Therefore, this e-mail communication may be subject to public disclosure.


Re: Greens For Nader Update: Rigged Convention Divides Green Party (Sign and Forward This)

2004-08-09 Thread Michael Hoover
retry - first attempt seems to have been sent as attachment for some
reason, sorry...   mh

 [EMAIL PROTECTED] 08/08/04 5:03 PM 
Date: Sun, 08 Aug 2004 03:04:28 -0400
From: [EMAIL PROTECTED]
Subject: Greens For Nader Update: Rigged Convention Divides Green Party
The nomination of David Cobb as the Green Party presidential candidate
in Milwaukee was due to a well organized campaign to turn a minority
view in the Green Party into what appeared as a majority decision at
the convention.
1. A grossly undemocratic process was used at the national convention of
the US Green Party, as described in the article, Rigged Convention
Divides Green Party, by Carol Miller and Forrest Hill (see
www.greensfornader.net);
2 Each state Green Party should have the right to nominate candidates
supported by a majority of its members because the results of the
national Green Party Convention do not represent the views of a majority
of Greens in California, indeed, they represent the views of a small
minority;
4. The Democratic Party has devoted huge resources to harass canvassers,
to keep Nader/Camejo off the ballot in California
6. Nader and Camejo are the only candidates supporting Green values that
have a chance of getting in the national televised debates. ;


i've indicated in previous posts that i'm not big green party person
while also thinking that greens need to wean themselves from nader, what
follows are pulp musings...

above is smarmy, smelly stuff that has long left rotting carcasses of
'minor' parties across u.s. political landscape, not to mention
turning-off folks outside of organization (assuming anyone notices) and
making contribution to turnout decline/civic disengagement/withdrawal
from public realm/whatever else likes of robert putnam and social
capital types call non-participation (how about alienation and
cynicism)...

circumstance reminds of buchanan-hagelin/2000 reform party implosion
which left rp with ballot status in about 1/3rd of states where it had
previously qualified... re. reform party (at least one of them anyway),
nader received 'endorsement' (not nomination) back in may by way of
telephone conference call, 4-5 people had 'qualified' to have their
'candidacies' debated by national/state committee people - wonder how
democratic process of choosing members of such committees is - for a
couple of hours one evening, nader was 'overwhelming' choice although i
don't recall any actual vote totals being released, other names were
complete unknowns, reform party people chose nader because he offers
opportunity for party to get attention that it otherwise would not get
(of course, kind of pub that buchanan debacle produced i suppose they'd
rather do without)...

reform party line is absolutely irrevelevant in states where party has
ballot status save two - florida and michigan (drum roll please -
so-called 'battlegrounds'), media likely to pay attention to nader in
fla and mich - 'spoiler', 'darth' nader, blah, blah, blah, this is pure
instrumentalist politics of mainstream sort (that's less criticism than
it is observation, btw) on nader's part and explains why his campaign
was so concerned about flap *between* michigan reform parties that
appeared as if it might result in his name being kept off reform line
(don't know if matter has been resolved)...

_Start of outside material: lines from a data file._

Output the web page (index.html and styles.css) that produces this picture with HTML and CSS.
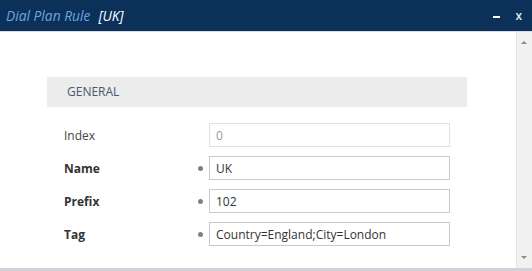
FILE: index.html
```html
<!DOCTYPE html>
<html lang="en">

<head>
    <meta charset="UTF-8">
    <title>Dial Plan Rule</title>
    <link rel="stylesheet" href="styles.css">
</head>

<body>
    <div class="dialog">
        <div class="title-bar">
            <span class="title">Dial Plan Rule</span>
            <span class="title-key">[UK]</span>
            <div class="title-buttons">
                <span class="btn-min"></span>
                <span class="btn-close">x</span>
            </div>
        </div>

        <div class="body">
            <div class="content">
                <div class="section">GENERAL</div>

                <div class="form">
                    <label class="field-label">Index</label>
                    <span></span>
                    <input type="text" class="field readonly" value="0" readonly>

                    <label class="field-label bold">Name</label>
                    <span class="dot"></span>
                    <input type="text" class="field" value="UK">

                    <label class="field-label bold">Prefix</label>
                    <span class="dot"></span>
                    <input type="text" class="field" value="102">

                    <label class="field-label bold">Tag</label>
                    <span class="dot"></span>
                    <input type="text" class="field" value="Country=England;City=London">
                </div>
            </div>

            <div class="scrollbar">
                <span class="arrow-up"></span>
                <span class="arrow-down"></span>
            </div>
        </div>

        <div class="bottom-line"></div>
    </div>
</body>

</html>
```

FILE: styles.css
```css
body {
    margin: 0;
    padding: 0;
    font-family: "Open Sans", Arial, sans-serif;
    background-color: #fff;
}

.dialog {
    width: 532px;
    height: 271px;
    display: flex;
    flex-direction: column;
}

.title-bar {
    height: 31px;
    background-color: #0b3159;
    display: flex;
    align-items: center;
    padding-left: 6px;
    font-style: italic;
    font-size: 13.8px;
}

.title {
    color: #6ea3df;
}

.title-key {
    color: #fff;
    margin-left: 8px;
    font-weight: 500;
}

.title-buttons {
    margin-left: auto;
    display: flex;
    align-items: center;
}

.btn-min {
    width: 7px;
    height: 2px;
    background-color: #fff;
    margin-top: 3px;
}

.btn-close {
    color: #dfe9f5;
    font-style: normal;
    font-size: 12px;
    font-weight: 600;
    margin-left: 15px;
    margin-right: 10px;
    margin-top: -1px;
}

.body {
    flex: 1;
    display: flex;
    border-top: 1px solid #d9dde2;
}

.content {
    flex: 1;
    padding-top: 45px;
    padding-left: 47px;
}

.section {
    width: 400px;
    height: 30px;
    line-height: 30px;
    padding-left: 20px;
    background-color: #ececec;
    color: #4b5868;
    font-size: 12px;
}

.form {
    display: grid;
    grid-template-columns: 134px 11px 241px;
    row-gap: 9px;
    margin-top: 16px;
    margin-left: 17px;
    align-items: center;
}

.field-label {
    font-size: 12px;
    color: #444;
}

.field-label.bold {
    font-weight: 700;
    color: #333;
}

.dot {
    width: 5px;
    height: 5px;
    border-radius: 50%;
    background-color: #7a828d;
}

.field {
    box-sizing: border-box;
    width: 241px;
    height: 24px;
    border: 1px solid #c7cbd1;
    padding: 0 6px;
    font-family: "Open Sans", Arial, sans-serif;
    font-size: 12px;
    color: #333;
    outline: none;
}

.field.readonly {
    border-color: #dfe1e4;
    color: #999;
}

.scrollbar {
    width: 15px;
    background-color: #f1f1f1;
    border-left: 1px solid #e2e2e2;
    position: relative;
}

.arrow-up,
.arrow-down {
    position: absolute;
    left: 4px;
    width: 0;
    height: 0;
    border-left: 3px solid transparent;
    border-right: 3px solid transparent;
}

.arrow-up {
    top: 9px;
    border-bottom: 3px solid #8a8a8a;
}

.arrow-down {
    bottom: 9px;
    border-top: 3px solid #8a8a8a;
}

.bottom-line {
    height: 3px;
    background-color: #cfd3d8;
}
```
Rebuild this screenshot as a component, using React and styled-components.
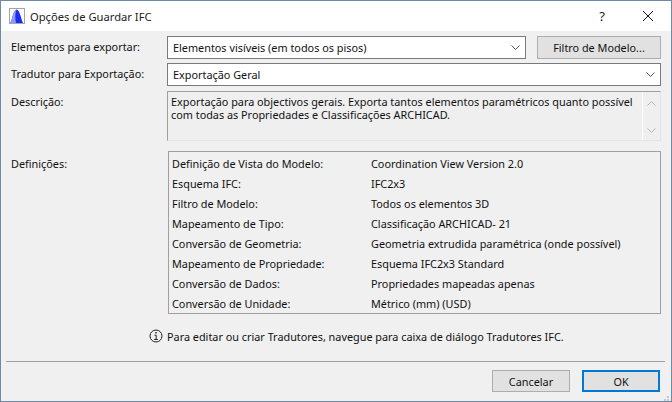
import styled, { createGlobalStyle } from "styled-components";

const GlobalStyle = createGlobalStyle`
	html, body {
		margin: 0;
		padding: 0;
		background: #f0f0f0;
	}
`;

const rows = [
	["Definição de Vista do Modelo:", "Coordination View Version 2.0"],
	["Esquema IFC:", "IFC2x3"],
	["Filtro de Modelo:", "Todos os elementos 3D"],
	["Mapeamento de Tipo:", "Classificação ARCHICAD- 21"],
	["Conversão de Geometria:", "Geometria extrudida paramétrica (onde possível)"],
	["Mapeamento de Propriedade:", "Esquema IFC2x3 Standard"],
	["Conversão de Dados:", "Propriedades mapeadas apenas"],
	["Conversão de Unidade:", "Métrico (mm) (USD)"],
];

function Chevron({ dir }) {
	return (
		<svg width="9" height="5" viewBox="0 0 9 5">
			<path d={dir === "up" ? "M0.5 4.5l4-4 4 4" : "M0.5 0.5l4 4 4-4"} fill="none" stroke="currentColor" strokeWidth="1" />
		</svg>
	);
}

function AppIcon() {
	return (
		<svg width="16" height="16" viewBox="0 0 16 16">
			<rect x="0.5" y="0.5" width="15" height="15" fill="#fff" stroke="#a4a4b0" />
			<path d="M1 15C3 14 4 2 7.5 1.5C11 2 12 11 14 15Z" fill="#1c2cf0" />
			<path d="M1 15C3 14 4 2 7.5 1.5C6 5 6 11 7 15Z" fill="#8f9cf5" />
		</svg>
	);
}

function App() {
	return (
		<>
			<GlobalStyle />
			<Window>
				<TitleBar>
					<AppIcon />
					<TitleText>Opções de Guardar IFC</TitleText>
					<HelpMark>?</HelpMark>
					<CloseMark>
						<svg width="10" height="10" viewBox="0 0 10 10">
							<path d="M0 0l10 10M10 0L0 10" stroke="#111" strokeWidth="1" fill="none" />
						</svg>
					</CloseMark>
				</TitleBar>
				<Body>
					<FormGrid>
						<Label>Elementos para exportar:</Label>
						<ComboRow>
							<Combo $grow>
								<span>Elementos visíveis (em todos os pisos)</span>
								<Chevron />
							</Combo>
							<Button $width="124px" $height="23px">Filtro de Modelo...</Button>
						</ComboRow>
						<Label>Tradutor para Exportação:</Label>
						<Combo>
							<span>Exportação Geral</span>
							<Chevron />
						</Combo>
						<Label $top="3px">Descrição:</Label>
						<DescriptionBox>
							<DescriptionText>
								Exportação para objectivos gerais. Exporta tantos elementos paramétricos quanto possível
								<br />
								com todas as Propriedades e Classificações ARCHICAD.
							</DescriptionText>
							<ScrollTrack>
								<Chevron dir="up" />
								<Chevron />
							</ScrollTrack>
						</DescriptionBox>
						<Label $top="11px">Definições:</Label>
						<DefinitionPanel>
							{rows.map(([name, value]) => (
								<DefinitionRow key={name}>
									<span>{name}</span>
									<span>{value}</span>
								</DefinitionRow>
							))}
						</DefinitionPanel>
					</FormGrid>
					<InfoLine>
						<svg width="14" height="14" viewBox="0 0 14 14">
							<circle cx="7" cy="7" r="6" fill="none" stroke="#222" strokeWidth="1" />
							<rect x="6.3" y="3" width="1.4" height="1.5" fill="#222" />
							<path d="M5.5 6.2h1.7v4.2M5.2 10.5h3.6" fill="none" stroke="#222" strokeWidth="1" />
						</svg>
						<span>Para editar ou criar Tradutores, navegue para caixa de diálogo Tradutores IFC.</span>
					</InfoLine>
					<Separator />
					<Footer>
						<Button $width="78px" $height="22px">Cancelar</Button>
						<Button $width="78px" $height="22px" $primary>OK</Button>
					</Footer>
				</Body>
				<Grip>
					<svg width="9" height="8" viewBox="0 0 9 8">
						<path d="M6 0h2v2H6zM3 3h2v2H3zM6 3h2v2H6zM0 6h2v2H0zM3 6h2v2H3zM6 6h2v2H6z" fill="#c8c8c8" />
					</svg>
				</Grip>
			</Window>
		</>
	);
}
export default App;

const Window = styled.div`
	position: relative;
	box-sizing: border-box;
	width: 672px;
	height: 402px;
	display: flex;
	flex-direction: column;
	border: 1px solid #6b8aa8;
	background: #f0f0f0;
	font-family: "Noto Sans", "Open Sans", sans-serif;
	font-size: 10.85px;
	color: #111;
	overflow: hidden;
`;

const TitleBar = styled.div`
	flex: none;
	height: 30px;
	display: flex;
	align-items: center;
	padding-left: 8px;
	background: #fff;
`;

const TitleText = styled.div`
	margin-left: 5px;
	flex: 1;
	font-size: 11.2px;
	color: #222;
`;

const HelpMark = styled.div`
	width: 46px;
	text-align: center;
	font-size: 13px;
	color: #222;
`;

const CloseMark = styled.div`
	width: 46px;
	display: flex;
	justify-content: center;
`;

const Body = styled.div`
	flex: 1;
	display: flex;
	flex-direction: column;
	padding: 5px 6px 0 5px;
`;

const FormGrid = styled.div`
	display: grid;
	grid-template-columns: 156px 494px;
	grid-template-rows: 23px 24px 50px 169px;
	row-gap: 4px;
	padding-left: 5px;
`;

const Label = styled.div`
	display: flex;
	align-items: ${(p) => (p.$top ? "flex-start" : "center")};
	height: ${(p) => (p.$top ? "auto" : "21px")};
	padding-top: ${(p) => p.$top || "0"};
`;

const ComboRow = styled.div`
	display: flex;
	gap: 11px;
`;

const Combo = styled.div`
	box-sizing: border-box;
	flex: ${(p) => (p.$grow ? 1 : "none")};
	height: 23px;
	display: flex;
	align-items: center;
	justify-content: space-between;
	padding: 0 5px 0 5px;
	background: #fff;
	border: 1px solid #7a7a7a;
	color: #111;

	svg {
		color: #555;
	}
`;

const Button = styled.div`
	box-sizing: border-box;
	flex: none;
	width: ${(p) => p.$width};
	height: ${(p) => p.$height};
	display: flex;
	align-items: center;
	justify-content: center;
	background: #e1e1e1;
	border: ${(p) => (p.$primary ? "2px solid #0078d7" : "1px solid #adadad")};
`;

const DescriptionBox = styled.div`
	box-sizing: border-box;
	height: 50px;
	display: flex;
	background: #efefef;
	border: 1px solid #a0a0a0;
	border-right-color: #e3e3e3;
	border-bottom-color: #e3e3e3;
`;

const DescriptionText = styled.div`
	flex: 1;
	padding: 3px 3px;
	line-height: 13px;
	white-space: nowrap;
`;

const ScrollTrack = styled.div`
	flex: none;
	width: 18px;
	display: flex;
	flex-direction: column;
	align-items: center;
	justify-content: space-between;
	padding: 9px 0 7px;
	box-sizing: border-box;
	border-left: 1px solid #fff;
	color: #b4b4b4;
`;

const DefinitionPanel = styled.div`
	box-sizing: border-box;
	margin: 6px 0 0 1px;
	height: 163px;
	padding: 1px 0 0 3px;
	background: #f0f0f0;
	border: 1px solid #a0a0a0;
`;

const DefinitionRow = styled.div`
	display: grid;
	grid-template-columns: 199px 1fr;
	height: 20px;
	align-items: center;
`;

const InfoLine = styled.div`
	margin-top: 14px;
	height: 16px;
	display: flex;
	align-items: center;
	gap: 4px;
	padding-left: 143px;
`;

const Separator = styled.div`
	flex: none;
	margin-top: 17px;
	height: 1px;
	background: #a0a0a0;
`;

const Footer = styled.div`
	display: flex;
	justify-content: flex-end;
	gap: 12px;
	margin-top: 8px;
	padding-right: 5px;
`;

const Grip = styled.div`
	position: absolute;
	right: 1px;
	bottom: 1px;
	width: 9px;
	height: 8px;
`;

re. dems trying to keep nader off ballots, obviously disgusting (didn't
someone long ago say something to effect that all political issues in
u.s. wind up in court)...

nader people might be of greater help to polity in general (of course,
this is electoral campaign which, by definition, has narrow focus) by
highlighting unequal/unjust ballot access procedures, state by state
rules are clear violation of 14th admendment equal protection...

re. miller and hill article cited above, they characterize primaries as
'will of voters', u.s. is only political democracy in which party
nominees are chosen this way (and in this instance, winners were
placeholding), primaries are one legacy of not-so progressive era,
example of peudo-democratization, early 20th century 'reformers' who
pushed primaries claimed they were giving ' power to the people' as new
procedure would empower 'ordinary citizens' at expense of party bosses,
what happened was that such bosses were largely supplanted by activists
(who, of course, have always exercised more influence than 'ordinary'
people because they participate and their views are more intense)...

re. each state party nominating its own candidates, silliness of this
for prez election should be obvious...

re. nader/camejo ticket, how democratic is it for person at top of
ticket to choose vp candidate (i realize that nader's candidacy is
independent one but that actually serves to make my point), party
conventions chose vp candidates until fdr in 1940s, today, prez nominees
announce their choices and conventions accept them (btw: reform party
endorsed nader, not nader/camaejo, as far i know)...

re. prez debates

Re: Greens For Nader Update: Rigged Convention Divides Green Party (Sign and Forward This)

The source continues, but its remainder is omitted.